As a professional in process risk analysis, the old saying goes: If you torture data it will tell you anything you want to know! Works every time.

October 28, 2009 9:27 am

Is temperature rising? Or cooling?
I cannot believe the amount of time wasted on this entirely subjective question. The answer is “it depends” It fully depends on what two dates are used to measure the time period over which the trend is to be determined and the length of time measured. Are we looking at a 5 year timescale? 10? 50? 100? 800? 12,000? 400,000? 100,000,000?
For ANY graph of global temperature one can pick numerous start points and end points that will show either warming or cooling. Even during the last decade I can show rapid warming, OR rapid cooling, depending on the start and end dates.
Picking a start date during 1998 and an end during 2008, one can show a strong cooling trend, however using the date range from 2001 – 2007 would show a significant warming trend.
The one thing that cannot be found is any time where climate was in stasis.
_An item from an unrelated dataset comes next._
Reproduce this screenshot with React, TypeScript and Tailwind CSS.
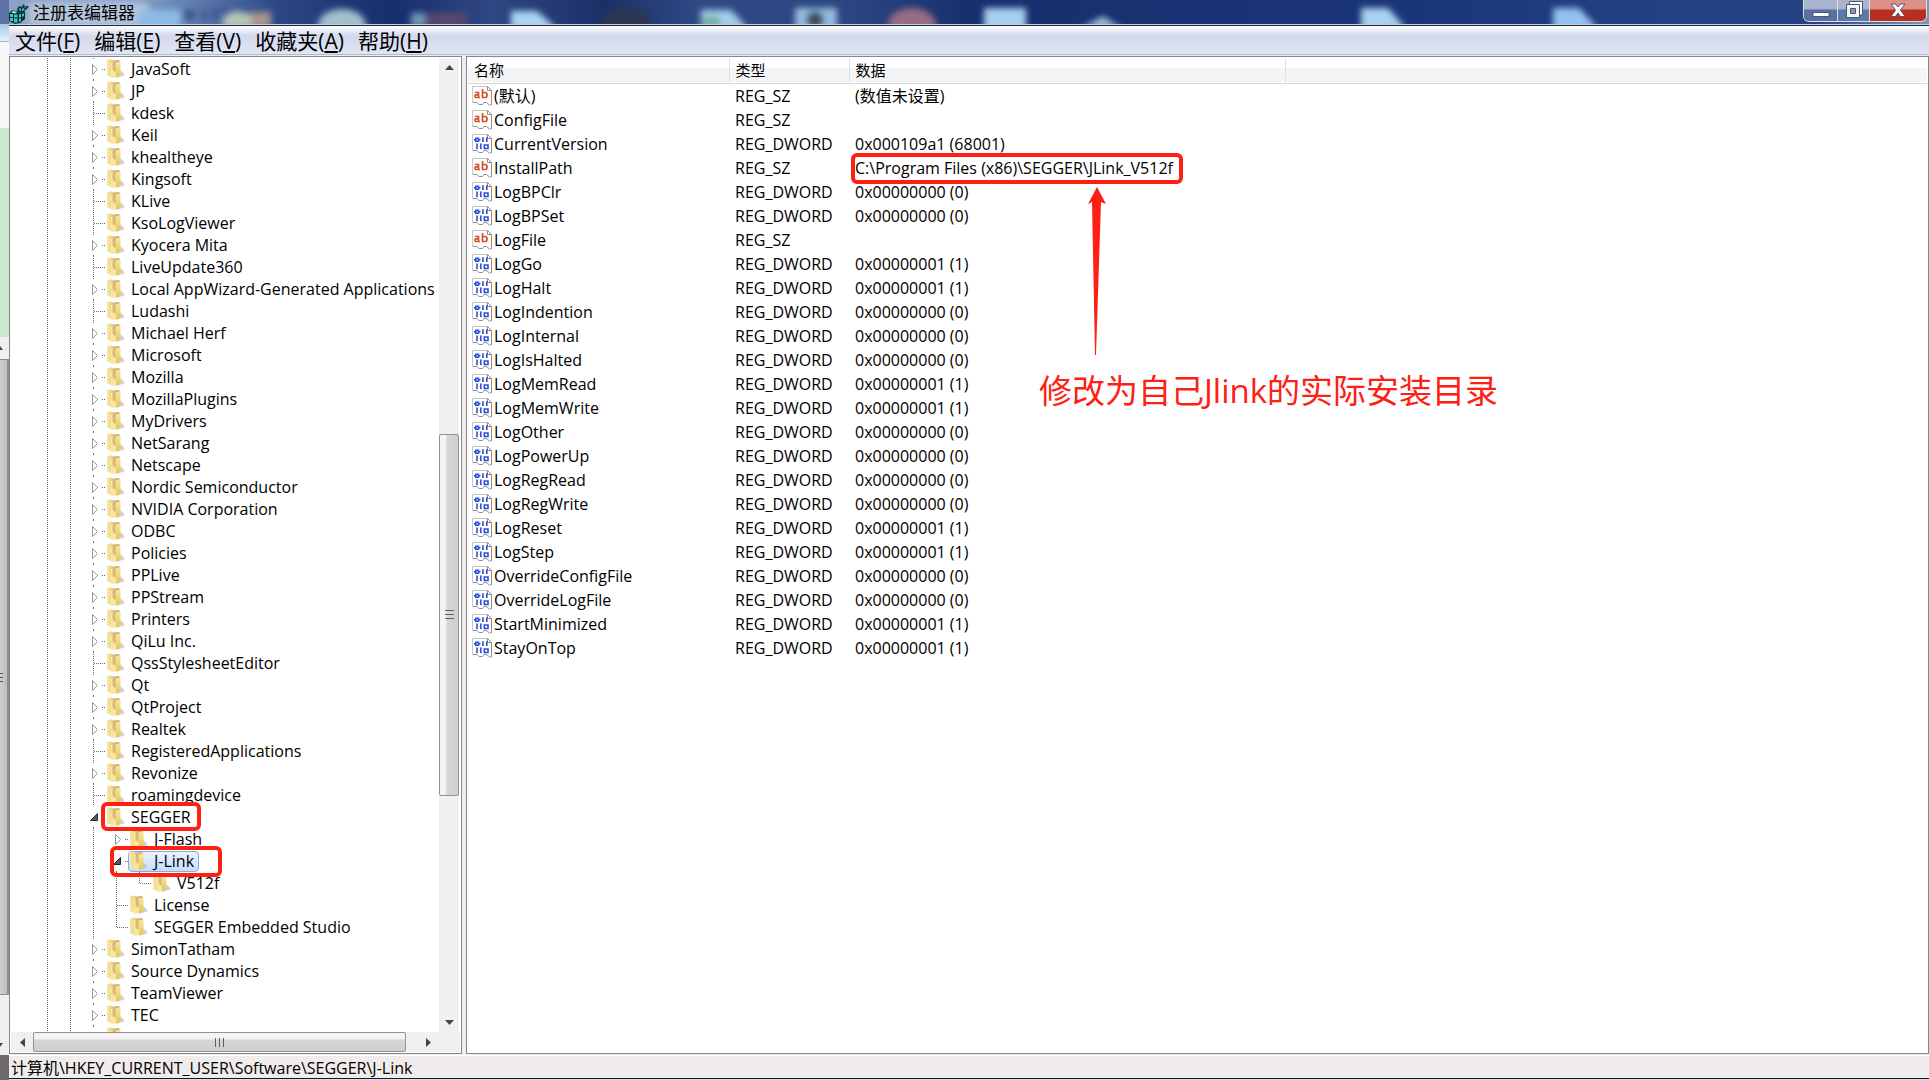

The default nature of climate is one of change. And that has always been the case.

Sean
October 28, 2009 9:27 am

What’s the best kind of ruler to use when you want to draw a roller coaster?

mondo
October 28, 2009 9:30 am

AP?

John Nicklin
October 28, 2009 9:35 am

“It is a capital mistake to theorize before one has data. Insensibly one begins to twist facts to suit theories, instead of theories to suit facts.” Sherlock Holmes.
In the case at hand it seems that the AP statisticians were able to twist the facts to suit their theories even though they had the data. All of which evokes another Doyle quote “His ignorance was as remarkable as his knowledge.”
Thanks to Dr. Briggs for putting it in perspective, much appreciated.

October 28, 2009 9:35 am

I have a ruler I love that I inherited from my Grandmother. It was made by Nabob Coffee in 1912 (or there abouts).
Good analysis. I imagin a 10 year moving average would indeed hide the last 7 years cooling fairly well

October 28, 2009 9:39 am

The global temperature was not increasing in the satellite era prior to the 1997/98 El Nino. And it has not been increasing since that El Nino. The El Nino resulted in a net change of about 0.3 degrees.
Larger image here:Global Temp Since 79
A four-year warming / cooling cycle of about +/- 0.3 degrees can be seen in the data over the last 30 years.